**Exercise**
Write out the material exactly, without any of its pictures.

..............................

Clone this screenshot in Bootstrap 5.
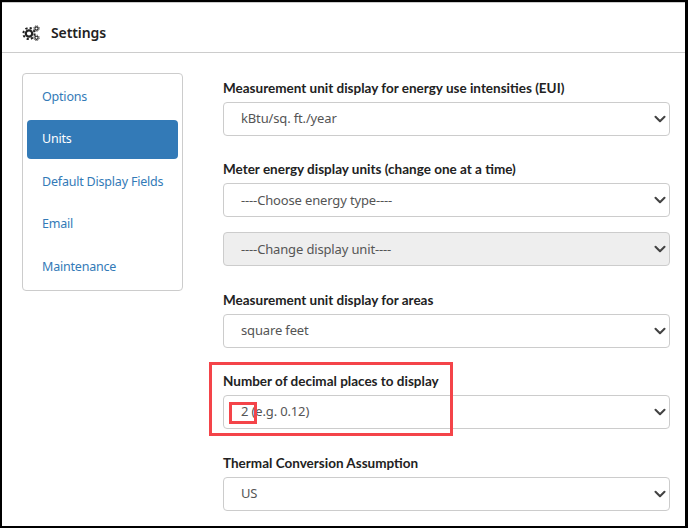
<!DOCTYPE html>
<html lang="en"><head><meta charset="utf-8"><title>Settings</title>
<link href="https://cdn.jsdelivr.net/npm/bootstrap@5.3.0/dist/css/bootstrap.min.css" rel="stylesheet">
<style>
html,body{height:100%;overflow:hidden;background:#fff}
body{font-family:"Noto Sans","Open Sans",sans-serif;font-size:13px;color:#222}
.shot-frame{position:relative;width:688px;height:528px;overflow:hidden;border:solid #000;border-width:2px 3px 2px 2px;background:#fff;box-shadow:inset 0 1px 0 #ccc}
.shot-head{height:49px;margin-top:2px;border-bottom:1px solid #ccc;padding:9px 0 0 20px;gap:11px;font-size:14px;font-weight:600;color:#222;letter-spacing:-.1px}
.shot-body{padding:20px 0 0 20px}
.side-card{width:161px;height:218px;flex:none;border:1px solid #ccc;border-radius:4px;padding:4px}
.side-link{height:39px;margin-bottom:3.4px;padding:0 15px;font-size:12.5px;letter-spacing:-.2px;color:#337ab7;border-radius:4px;text-decoration:none;display:flex;align-items:center;white-space:nowrap}
.side-link.on{background:#337ab7;color:#fff;padding-bottom:2px}
.form-col{width:447px;margin-left:40px;padding-top:7px}
.fld-label{display:block;font-size:13.5px;font-weight:700;line-height:16px;margin-bottom:6px;color:#222;font-family:Lato,sans-serif}
.fld-sel{height:34px;padding:0 30px 0 17px;font-size:13px;letter-spacing:-.15px;color:#555;border-color:#ccc;border-radius:4px;background-size:12px 12px;background-position:right 3px center;--bs-form-select-bg-img:url("data:image/svg+xml,%3csvg xmlns='http://www.w3.org/2000/svg' viewBox='0 0 16 16'%3e%3cpath fill='none' stroke='%23444' stroke-linecap='round' stroke-linejoin='round' stroke-width='2.8' d='m2 5 6 6 6-6'/%3e%3c/svg%3e")}
.fld-sel:disabled{background-color:#eee;color:#555}
.fld-first{margin-bottom:15px}
.gap-a{margin-bottom:25.4px}
.mark-a,.mark-b{position:absolute;border:3px solid #f44449;pointer-events:none}
.mark-a{left:207px;top:360px;width:244px;height:74px}
.mark-b{left:227px;top:400px;width:28px;height:22px}
</style></head>
<body>
<div class="shot-frame">
  <div class="shot-head d-flex align-items-center">
    <svg width="18" height="16" viewBox="0 0 18 16" aria-hidden="true"><g fill="none" stroke="#222"><circle cx="7" cy="8.5" r="3.2" stroke-width="2.2"/><circle cx="7" cy="8.5" r="5.6" stroke-width="2" stroke-dasharray="2.2 2.2"/><circle cx="14.5" cy="3.5" r="1.6" stroke-width="1.1"/><circle cx="14.5" cy="3.5" r="2.7" stroke-width="1" stroke-dasharray="1.06 1.06"/><circle cx="14.5" cy="12.8" r="1.6" stroke-width="1.1"/><circle cx="14.5" cy="12.8" r="2.7" stroke-width="1" stroke-dasharray="1.06 1.06"/></g></svg>
    <span>Settings</span>
  </div>
  <div class="shot-body d-flex">
    <nav class="side-card">
      <a class="side-link" href="#">Options</a>
      <a class="side-link on" href="#">Units</a>
      <a class="side-link" href="#">Default Display Fields</a>
      <a class="side-link" href="#">Email</a>
      <a class="side-link" href="#">Maintenance</a>
    </nav>
    <div class="form-col">
      <div class="gap-a">
        <label class="fld-label">Measurement unit display for energy use intensities (EUI)</label>
        <select class="form-select fld-sel"><option>kBtu/sq. ft./year</option></select>
      </div>
      <div class="gap-a">
        <label class="fld-label">Meter energy display units (change one at a time)</label>
        <select class="form-select fld-sel fld-first"><option>----Choose energy type----</option></select>
        <select class="form-select fld-sel" disabled><option>----Change display unit----</option></select>
      </div>
      <div class="gap-a">
        <label class="fld-label">Measurement unit display for areas</label>
        <select class="form-select fld-sel"><option>square feet</option></select>
      </div>
      <div class="gap-a">
        <label class="fld-label">Number of decimal places to display</label>
        <select class="form-select fld-sel"><option>2 (e.g. 0.12)</option></select>
      </div>
      <div>
        <label class="fld-label">Thermal Conversion Assumption</label>
        <select class="form-select fld-sel"><option>US</option></select>
      </div>
    </div>
  </div>
  <div class="mark-a"></div>
  <div class="mark-b"></div>
</div>
</body></html>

..............................

**Expected answer**
Clone this screenshot in Bootstrap 5.
<!DOCTYPE html>
<html lang="en"><head><meta charset="utf-8"><title>Settings</title>
<link href="https://cdn.jsdelivr.net/npm/bootstrap@5.3.0/dist/css/bootstrap.min.css" rel="stylesheet">
<style>
html,body{height:100%;overflow:hidden;background:#fff}
body{font-family:"Noto Sans","Open Sans",sans-serif;font-size:13px;color:#222}
.shot-frame{position:relative;width:688px;height:528px;overflow:hidden;border:solid #000;border-width:2px 3px 2px 2px;background:#fff;box-shadow:inset 0 1px 0 #ccc}
.shot-head{height:49px;margin-top:2px;border-bottom:1px solid #ccc;padding:9px 0 0 20px;gap:11px;font-size:14px;font-weight:600;color:#222;letter-spacing:-.1px}
.shot-body{padding:20px 0 0 20px}
.side-card{width:161px;height:218px;flex:none;border:1px solid #ccc;border-radius:4px;padding:4px}
.side-link{height:39px;margin-bottom:3.4px;padding:0 15px;font-size:12.5px;letter-spacing:-.2px;color:#337ab7;border-radius:4px;text-decoration:none;display:flex;align-items:center;white-space:nowrap}
.side-link.on{background:#337ab7;color:#fff;padding-bottom:2px}
.form-col{width:447px;margin-left:40px;padding-top:7px}
.fld-label{display:block;font-size:13.5px;font-weight:700;line-height:16px;margin-bottom:6px;color:#222;font-family:Lato,sans-serif}
.fld-sel{height:34px;padding:0 30px 0 17px;font-size:13px;letter-spacing:-.15px;color:#555;border-color:#ccc;border-radius:4px;background-size:12px 12px;background-position:right 3px center;--bs-form-select-bg-img:url("data:image/svg+xml,%3csvg xmlns='http://www.w3.org/2000/svg' viewBox='0 0 16 16'%3e%3cpath fill='none' stroke='%23444' stroke-linecap='round' stroke-linejoin='round' stroke-width='2.8' d='m2 5 6 6 6-6'/%3e%3c/svg%3e")}
.fld-sel:disabled{background-color:#eee;color:#555}
.fld-first{margin-bottom:15px}
.gap-a{margin-bottom:25.4px}
.mark-a,.mark-b{position:absolute;border:3px solid #f44449;pointer-events:none}
.mark-a{left:207px;top:360px;width:244px;height:74px}
.mark-b{left:227px;top:400px;width:28px;height:22px}
</style></head>
<body>
<div class="shot-frame">
  <div class="shot-head d-flex align-items-center">
    <svg width="18" height="16" viewBox="0 0 18 16" aria-hidden="true"><g fill="none" stroke="#222"><circle cx="7" cy="8.5" r="3.2" stroke-width="2.2"/><circle cx="7" cy="8.5" r="5.6" stroke-width="2" stroke-dasharray="2.2 2.2"/><circle cx="14.5" cy="3.5" r="1.6" stroke-width="1.1"/><circle cx="14.5" cy="3.5" r="2.7" stroke-width="1" stroke-dasharray="1.06 1.06"/><circle cx="14.5" cy="12.8" r="1.6" stroke-width="1.1"/><circle cx="14.5" cy="12.8" r="2.7" stroke-width="1" stroke-dasharray="1.06 1.06"/></g></svg>
    <span>Settings</span>
  </div>
  <div class="shot-body d-flex">
    <nav class="side-card">
      <a class="side-link" href="#">Options</a>
      <a class="side-link on" href="#">Units</a>
      <a class="side-link" href="#">Default Display Fields</a>
      <a class="side-link" href="#">Email</a>
      <a class="side-link" href="#">Maintenance</a>
    </nav>
    <div class="form-col">
      <div class="gap-a">
        <label class="fld-label">Measurement unit display for energy use intensities (EUI)</label>
        <select class="form-select fld-sel"><option>kBtu/sq. ft./year</option></select>
      </div>
      <div class="gap-a">
        <label class="fld-label">Meter energy display units (change one at a time)</label>
        <select class="form-select fld-sel fld-first"><option>----Choose energy type----</option></select>
        <select class="form-select fld-sel" disabled><option>----Change display unit----</option></select>
      </div>
      <div class="gap-a">
        <label class="fld-label">Measurement unit display for areas</label>
        <select class="form-select fld-sel"><option>square feet</option></select>
      </div>
      <div class="gap-a">
        <label class="fld-label">Number of decimal places to display</label>
        <select class="form-select fld-sel"><option>2 (e.g. 0.12)</option></select>
      </div>
      <div>
        <label class="fld-label">Thermal Conversion Assumption</label>
        <select class="form-select fld-sel"><option>US</option></select>
      </div>
    </div>
  </div>
  <div class="mark-a"></div>
  <div class="mark-b"></div>
</div>
</body></html>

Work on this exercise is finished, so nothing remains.